Actually arbitration awards are binding as long as the subject of the dispute is arbitrable. As smallwhitecat pointed out, the tribunal can't rule on criminal law or issues of legal status but can give a binding ruling on other connected issues.
I completely agree with expat.
Stelladallas, I understood the article you refer to in a totally different way to you. It seems to me that the first half draws the reader in by a conciliatory PC approach, but his true opinions are revealed in the second half which begins "there is certainly room for debate, and concern, about the growing influence of Sharia law in Britain".
He gives many examples, beginning "I am concerned" or "I am alarmed" about aspects of the tribunal system which are very worrying such as information about domestice violence cases being referred to the CPS who then may re-consider criminal charges. (Knowing how PC the police can sometimes be about these communities, how can this possibly be about protecting Muslim women).
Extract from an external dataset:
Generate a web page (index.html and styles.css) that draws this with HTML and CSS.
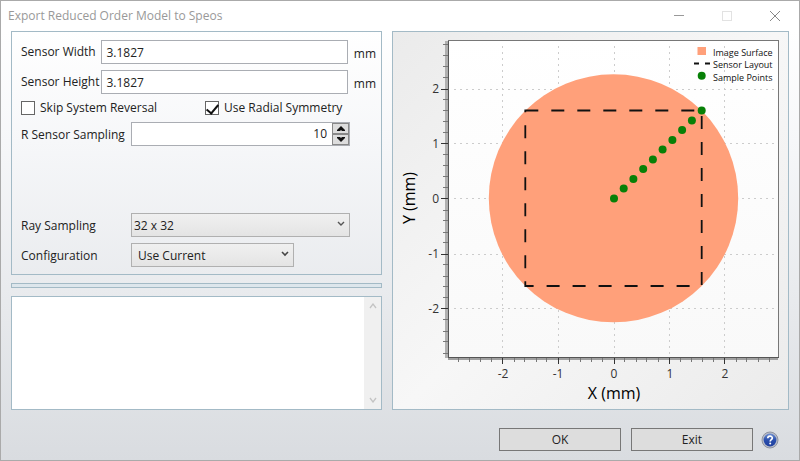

He also subtly highlights other worrying aspects, such as "women are of lesser value than men" (isn't it true that this is enshrined in Sharia law, such as women's evidence in Court is given half the weight of a man's?). Likewise, he gave publicity to the Lord Chief Justice's observation about "in some countries the courts interpret sharia law as calling for severe physical punishment". We all know what this means in terms of adultery, theft etc at the extreme end.
Personally, I thought the author was saying that although it is limited now, a door has been opened.
Totally with expat. Nothing else to it - it's a no-brainer adn I just am stunned that this has been allowed to happen.
Agree evangelina - I didn't find the Joshua Rozenberg article the least bit reassuring.
I am a bit at this 'if you're worried you must be ignorant about it' attitude. The Muslim women I know in RL aren't happy about this development either. Like Blu I was originally in favour of Sharia for all the perfectly innocent things that most Muslims seem to want it for, but there don't seem to be enough safeguards in place to prevent discrimination against already vulnerable people in certain areas.